§ Record list:

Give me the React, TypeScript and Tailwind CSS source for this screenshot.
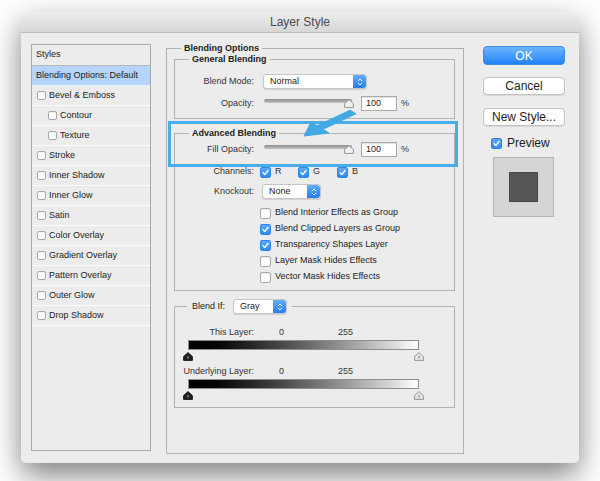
import React from "react";

const STYLE_ROWS: { label: string; indent?: boolean }[] = [
  { label: "Bevel & Emboss" },
  { label: "Contour", indent: true },
  { label: "Texture", indent: true },
  { label: "Stroke" },
  { label: "Inner Shadow" },
  { label: "Inner Glow" },
  { label: "Satin" },
  { label: "Color Overlay" },
  { label: "Gradient Overlay" },
  { label: "Pattern Overlay" },
  { label: "Outer Glow" },
  { label: "Drop Shadow" },
];

const ADVANCED_CHECKS: { label: string; checked: boolean }[] = [
  { label: "Blend Interior Effects as Group", checked: false },
  { label: "Blend Clipped Layers as Group", checked: true },
  { label: "Transparency Shapes Layer", checked: true },
  { label: "Layer Mask Hides Effects", checked: false },
  { label: "Vector Mask Hides Effects", checked: false },
];

function Check({ checked, size = "md" }: { checked: boolean; size?: "sm" | "md" }) {
  const dim = size === "sm" ? "w-[9px] h-[9px]" : "w-[11px] h-[11px]";
  if (!checked) {
    return <span className={`${dim} shrink-0 rounded-[2px] border border-[#a8a8a8] bg-white shadow-[inset_0_1px_0_rgba(0,0,0,0.06)]`} />;
  }
  return (
    <span className={`${dim} shrink-0 rounded-[2px] bg-gradient-to-b from-[#5ba9fb] to-[#2d8af5] border border-[#2f84e6] flex items-center justify-center`}>
      <svg viewBox="0 0 10 10" className="w-full h-full">
        <path d="M2.3 5.2 L4.3 7.2 L7.8 2.8" fill="none" stroke="white" strokeWidth="1.5" strokeLinecap="round" strokeLinejoin="round" />
      </svg>
    </span>
  );
}

function Select({ value, width }: { value: string; width: string }) {
  return (
    <div className={`${width} h-[15px] flex rounded-[3px] bg-white border border-[#c6c6c6] shadow-[0_1px_1px_rgba(0,0,0,0.12)]`}>
      <span className="flex-1 pl-[6px] flex items-center text-[9px] text-[#222]">{value}</span>
      <span className="w-[13px] rounded-r-[3px] bg-gradient-to-b from-[#62adfb] to-[#1c7ff5] flex items-center justify-center">
        <svg viewBox="0 0 8 12" className="w-[6px] h-[10px]">
          <path d="M1.5 4.5 L4 2 L6.5 4.5 M1.5 7.5 L4 10 L6.5 7.5" fill="none" stroke="white" strokeWidth="1.2" strokeLinecap="round" strokeLinejoin="round" />
        </svg>
      </span>
    </div>
  );
}

function Slider() {
  return (
    <div className="relative w-[90px] h-[15px] ml-[10px]">
      <div className="absolute left-0 right-[2px] top-[3px] h-[4px] rounded-full bg-gradient-to-b from-[#8c8c8c] to-[#c4c4c4]" />
      <svg viewBox="0 0 10 9" className="absolute right-0 top-[3px] w-[10px] h-[9px]">
        <path d="M5 0.6 L9.4 4.6 V8.4 H0.6 V4.6 Z" fill="#f2f2f2" stroke="#8a8a8a" strokeWidth="0.9" strokeLinejoin="round" />
      </svg>
    </div>
  );
}

function NumberBox({ value }: { value: string }) {
  return (
    <>
      <div className="ml-[7px] w-[36px] h-[15px] bg-white border border-[#a9a9a9] shadow-[inset_0_1px_1px_rgba(0,0,0,0.12)] pl-[4px] flex items-center text-[9px] text-[#222]">
        {value}
      </div>
      <span className="ml-[4px] text-[9px] text-[#333]">%</span>
    </>
  );
}

function Thumb({ dark }: { dark: boolean }) {
  return (
    <svg viewBox="0 0 10 9" className="w-[10px] h-[9px]">
      <path
        d="M5 0.6 L9.4 4.6 V8.4 H0.6 V4.6 Z"
        fill={dark ? "#1e1e1e" : "#e6e6e6"}
        stroke={dark ? "#111" : "#8a8a8a"}
        strokeWidth="0.9"
        strokeLinejoin="round"
      />
      <path d="M5 4 V6.5" stroke={dark ? "#bbb" : "#777"} strokeWidth="1" />
    </svg>
  );
}

function GradientRow({ label }: { label: string }) {
  return (
    <>
      <div className="h-[12px] flex items-center text-[9px] text-[#333]">
        <span className="w-[79px] text-right">{label}</span>
        <span className="ml-[25px]">0</span>
        <span className="ml-[54px]">255</span>
      </div>
      <div className="mt-[1px] ml-[13px] w-[231px] h-[10px] border border-[#8d8d8d] bg-gradient-to-r from-black to-white" />
      <div className="mt-[2px] ml-[8px] w-[241px] flex justify-between">
        <Thumb dark />
        <Thumb dark={false} />
      </div>
    </>
  );
}

function Label({ children }: { children: React.ReactNode }) {
  return <span className="w-[79px] shrink-0 text-right text-[9px] text-[#333]">{children}</span>;
}

export default function App() {
  return (
    <div className="relative w-[600px] h-[481px] bg-white overflow-hidden pt-[12px] pl-[21px] font-['Liberation_Sans',Arial,sans-serif]">
      <div className="w-[558px] h-[451px] rounded-[5px] bg-[#ececec] shadow-[0_12px_30px_rgba(0,0,0,0.5)] flex flex-col">
        {/* title bar */}
        <div className="h-[21px] shrink-0 rounded-t-[5px] border-b border-[#bcbcbc] bg-gradient-to-b from-[#eeeeee] to-[#d7d7d7] flex items-center justify-center text-[12px] text-[#4a4a4a]">
          Layer Style
        </div>

        <div className="flex pt-[11px] pl-[10px]">
          {/* styles list */}
          <div className="w-[120px] h-[407px] shrink-0 border border-[#a9a9a9] text-[9px] text-[#222]">
            <div className="h-[21px] pl-[4px] flex items-center border-b border-[#b9b9b9]">Styles</div>
            <div className="h-[20px] pl-[4px] flex items-center bg-[#b4d4fa] border-b border-white/70">Blending Options: Default</div>
            {STYLE_ROWS.map((row) => (
              <div
                key={row.label}
                className={`h-[20px] flex items-center gap-[3px] border-b border-white/80 ${row.indent ? "pl-[16px]" : "pl-[5px]"}`}
              >
                <Check checked={false} size="sm" />
                <span>{row.label}</span>
              </div>
            ))}
          </div>

          {/* blending options */}
          <fieldset className="ml-[15px] -mt-[1px] w-[298px] h-[411px] shrink-0 border border-[#b2b2b2] pl-[7px] pr-[8px]">
            <legend className="ml-[7px] px-[3px] leading-[11px] text-[9px] font-bold text-[#222]">Blending Options</legend>

            <fieldset className="border border-[#b2b2b2] pt-[9px] pb-[7px]">
              <legend className="ml-[14px] px-[3px] leading-[11px] text-[9px] font-bold text-[#222]">General Blending</legend>
              <div className="h-[15px] flex items-center">
                <Label>Blend Mode:</Label>
                <div className="ml-[9px]">
                  <Select value="Normal" width="w-[104px]" />
                </div>
              </div>
              <div className="mt-[7px] h-[15px] flex items-center">
                <Label>Opacity:</Label>
                <Slider />
                <NumberBox value="100" />
              </div>
            </fieldset>

            <fieldset className="mt-[9px] border border-[#b2b2b2] pt-[3px] pb-[5px]">
              <legend className="ml-[14px] px-[3px] leading-[11px] text-[9px] font-bold text-[#222]">Advanced Blending</legend>
              <div className="h-[15px] flex items-center">
                <Label>Fill Opacity:</Label>
                <Slider />
                <NumberBox value="100" />
              </div>
              <div className="mt-[8px] h-[14px] flex items-center text-[9px] text-[#333]">
                <Label>Channels:</Label>
                <div className="ml-[6px] w-[38px] flex items-center gap-[4px]">
                  <Check checked />
                  <span>R</span>
                </div>
                <div className="w-[39px] flex items-center gap-[4px]">
                  <Check checked />
                  <span>G</span>
                </div>
                <div className="flex items-center gap-[4px]">
                  <Check checked />
                  <span>B</span>
                </div>
              </div>
              <div className="mt-[5px] h-[15px] flex items-center">
                <Label>Knockout:</Label>
                <div className="ml-[8px]">
                  <Select value="None" width="w-[59px]" />
                </div>
              </div>
              <div className="mt-[6px] pl-[85px]">
                {ADVANCED_CHECKS.map((c) => (
                  <div key={c.label} className="h-[16px] flex items-center gap-[4px] text-[9px] text-[#222]">
                    <Check checked={c.checked} />
                    <span>{c.label}</span>
                  </div>
                ))}
              </div>
            </fieldset>

            <fieldset className="mt-[8px] border border-[#b2b2b2] pt-[13px] pb-[7px]">
              <legend className="ml-[12px] px-[5px] flex items-center gap-[8px] text-[9px] text-[#222]">
                <span>Blend If:</span>
                <Select value="Gray" width="w-[54px]" />
              </legend>
              <GradientRow label="This Layer:" />
              <div className="mt-[5px]">
                <GradientRow label="Underlying Layer:" />
              </div>
            </fieldset>
          </fieldset>

          {/* buttons */}
          <div className="ml-[19px] mt-[2px] w-[82px] shrink-0 flex flex-col">
            <div className="h-[19px] rounded-[4px] border border-[#3b8ae6] bg-gradient-to-b from-[#6db5fc] to-[#1f81f7] flex items-center justify-center text-[12px] text-white">
              OK
            </div>
            <div className="mt-[12px] h-[18px] rounded-[4px] border border-[#c2c2c2] bg-white shadow-[0_1px_0_rgba(0,0,0,0.08)] flex items-center justify-center text-[12px] text-[#222]">
              Cancel
            </div>
            <div className="mt-[13px] h-[18px] rounded-[4px] border border-[#c2c2c2] bg-white shadow-[0_1px_0_rgba(0,0,0,0.08)] flex items-center justify-center text-[12px] text-[#222]">
              New Style...
            </div>
            <div className="mt-[11px] h-[12px] pl-[8px] flex items-center gap-[5px] text-[12px] text-[#222]">
              <Check checked />
              <span>Preview</span>
            </div>
            <div className="mt-[8px] ml-[10px] w-[61px] h-[60px] border border-[#b4b4b4] bg-[#d5d5d5] flex items-center justify-center">
              <div className="w-[29px] h-[30px] bg-[#565656] border border-[#484848]" />
            </div>
          </div>
        </div>
      </div>

      {/* callout highlight over Advanced Blending */}
      <div className="absolute left-[168px] top-[121px] w-[290px] h-[46px] border-[3px] border-[#48ade6]" />
      <svg className="absolute left-0 top-0 w-[600px] h-[481px] pointer-events-none" viewBox="0 0 600 481">
        <polygon
          points="350,110.2 317,125.7 311,122 304,136 329,133 323,129.3 356,113.8"
          fill="#43a9e5"
          stroke="#43a9e5"
          strokeWidth="1"
          strokeLinejoin="round"
        />
      </svg>
    </div>
  );
}
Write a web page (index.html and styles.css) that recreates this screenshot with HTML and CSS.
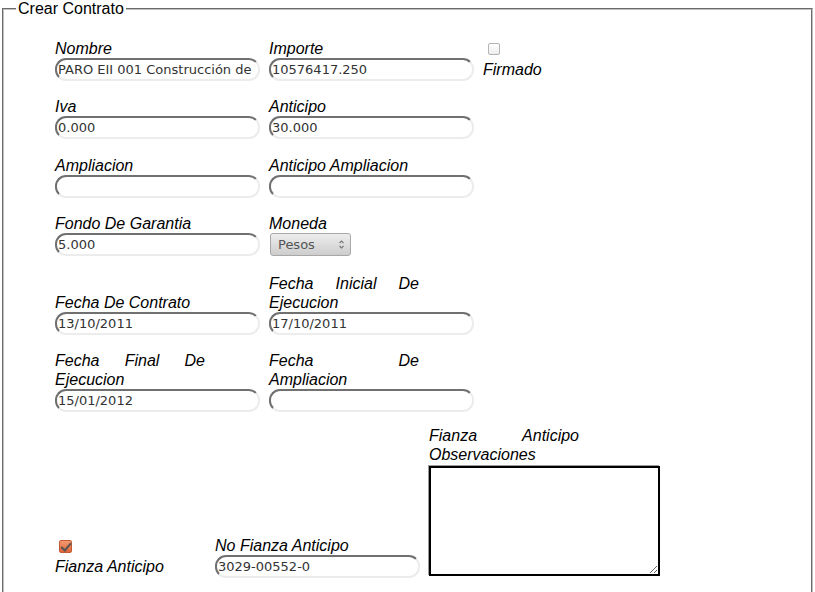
FILE: index.html
```html
<!DOCTYPE html>
<html lang="es">
<head>
  <meta charset="UTF-8" />
  <title>Crear Contrato</title>
  <link rel="stylesheet" href="styles.css">
</head>
<body>
  <fieldset class="contract">
    <legend>Crear Contrato</legend>

    <div class="form-body">
      <div class="row">
        <div class="cell">
          <label for="nombre">Nombre</label>
          <input type="text" id="nombre" value="PARO EII 001 Construcción de Vialidad">
        </div>
        <div class="cell">
          <label for="importe">Importe</label>
          <input type="text" id="importe" value="10576417.250">
        </div>
        <div class="cell cell-check">
          <input type="checkbox" id="firmado" class="check">
          <label for="firmado">Firmado</label>
        </div>
      </div>

      <div class="row">
        <div class="cell">
          <label for="iva">Iva</label>
          <input type="text" id="iva" value="0.000">
        </div>
        <div class="cell">
          <label for="anticipo">Anticipo</label>
          <input type="text" id="anticipo" value="30.000">
        </div>
      </div>

      <div class="row">
        <div class="cell">
          <label for="ampliacion">Ampliacion</label>
          <input type="text" id="ampliacion">
        </div>
        <div class="cell">
          <label for="anticipo-ampliacion">Anticipo Ampliacion</label>
          <input type="text" id="anticipo-ampliacion">
        </div>
      </div>

      <div class="row row-moneda">
        <div class="cell">
          <label for="fondo">Fondo De Garantia</label>
          <input type="text" id="fondo" value="5.000">
        </div>
        <div class="cell">
          <label for="moneda">Moneda</label>
          <span class="select-wrap">
            <select id="moneda">
              <option>Pesos</option>
              <option>Dolares</option>
            </select>
            <svg class="arrows" width="7" height="11" viewBox="0 0 7 11">
              <path d="M1.5 4 L3.5 2 L5.5 4" fill="none" stroke="#777" stroke-width="1.1"/>
              <path d="M1.5 7 L3.5 9 L5.5 7" fill="none" stroke="#777" stroke-width="1.1"/>
            </svg>
          </span>
        </div>
      </div>

      <div class="row">
        <div class="cell">
          <label for="fecha-contrato">Fecha De Contrato</label>
          <input type="text" id="fecha-contrato" value="13/10/2011">
        </div>
        <div class="cell">
          <label for="fecha-inicial">Fecha Inicial De Ejecucion</label>
          <input type="text" id="fecha-inicial" value="17/10/2011">
        </div>
      </div>

      <div class="row">
        <div class="cell">
          <label for="fecha-final">Fecha Final De Ejecucion</label>
          <input type="text" id="fecha-final" value="15/01/2012">
        </div>
        <div class="cell">
          <label for="fecha-ampliacion">Fecha De Ampliacion</label>
          <input type="text" id="fecha-ampliacion">
        </div>
      </div>

      <div class="row row-fianza">
        <div class="cell cell-check">
          <input type="checkbox" id="fianza" class="check" checked>
          <label for="fianza">Fianza Anticipo</label>
        </div>
        <div class="cell">
          <label for="no-fianza">No Fianza Anticipo</label>
          <input type="text" id="no-fianza" value="3029-00552-0">
        </div>
        <div class="cell">
          <label for="observaciones">Fianza Anticipo Observaciones</label>
          <textarea id="observaciones"></textarea>
        </div>
      </div>
    </div>
  </fieldset>
</body>
</html>
```

FILE: styles.css
```css
body {
  margin: 0;
  background-color: #fff;
  color: #000;
  font-family: 'Liberation Sans', Arial, sans-serif;
}

.contract {
  margin: 0 2px;
  padding: 21px 12px 60px 12px;
  border: 2px groove #c0c0c0;
}

.contract legend {
  font-size: 16px;
  padding: 0 2px;
}

.form-body {
  padding-left: 39px;
}

.row {
  display: grid;
  grid-template-columns: 214px 214px auto;
  align-items: end;
  margin-bottom: 16.3px;
}

.row-moneda {
  margin-bottom: 18px;
}

.row-fianza {
  grid-template-columns: 160px 214px auto;
  margin-top: -2px;
}

.cell {
  display: flex;
  flex-direction: column;
  align-items: flex-start;
}

.cell-check {
  margin-bottom: 2px;
}

.cell label {
  display: block;
  width: 150px;
  font-size: 16px;
  font-style: italic;
  line-height: 19px;
  text-align: justify;
}

.cell input[type="text"] {
  box-sizing: border-box;
  width: 205px;
  height: 23px;
  margin: 0;
  padding: 0 4px 0 1px;
  border: 2px solid #ececec;
  border-top-color: #707070;
  border-left-color: #707070;
  border-radius: 11px;
  background: #fff;
  color: #333;
  font-family: 'DejaVu Sans', sans-serif;
  font-size: 13px;
}

.check {
  appearance: none;
  box-sizing: border-box;
  position: relative;
  width: 12px;
  height: 12px;
  margin: 3px 3px 5px 5px;
  border: 1px solid #b4b4b4;
  border-radius: 2px;
  background: linear-gradient(#fff, #ededed);
}

.check:checked {
  width: 13px;
  height: 13px;
  margin: 3px 3px 4px 4px;
  border-color: #c25a34;
  background: linear-gradient(#f49a72, #df6437);
}

.check:checked::after {
  content: "";
  position: absolute;
  left: 3px;
  top: 0px;
  width: 4px;
  height: 8px;
  border: solid #555;
  border-width: 0 2px 2px 0;
  transform: rotate(40deg);
}

.select-wrap {
  position: relative;
  display: inline-block;
}

.select-wrap select {
  appearance: none;
  box-sizing: border-box;
  width: 81px;
  height: 23px;
  margin: 0 0 0 1px;
  padding: 0 0 0 7px;
  border: 1px solid #a8a8a8;
  border-radius: 3px;
  background: linear-gradient(#ededed, #cdcdcd);
  color: #555;
  font-family: 'DejaVu Sans', sans-serif;
  font-size: 13px;
}

.select-wrap .arrows {
  position: absolute;
  right: 6px;
  top: 6px;
  pointer-events: none;
}

textarea {
  box-sizing: border-box;
  width: 231px;
  height: 110px;
  margin: 1.5px 0 2px;
  border: 2px solid #000;
  box-shadow: -1px -1px 0 #9c9c9c;
  resize: both;
}
```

§ Task description: Make an exact copy of the lines from the top of the material through the line with "import React from", pictures excluded.

§ Reply to the task:
Give me the React, TypeScript and Tailwind CSS source for this screenshot.
import React from "react";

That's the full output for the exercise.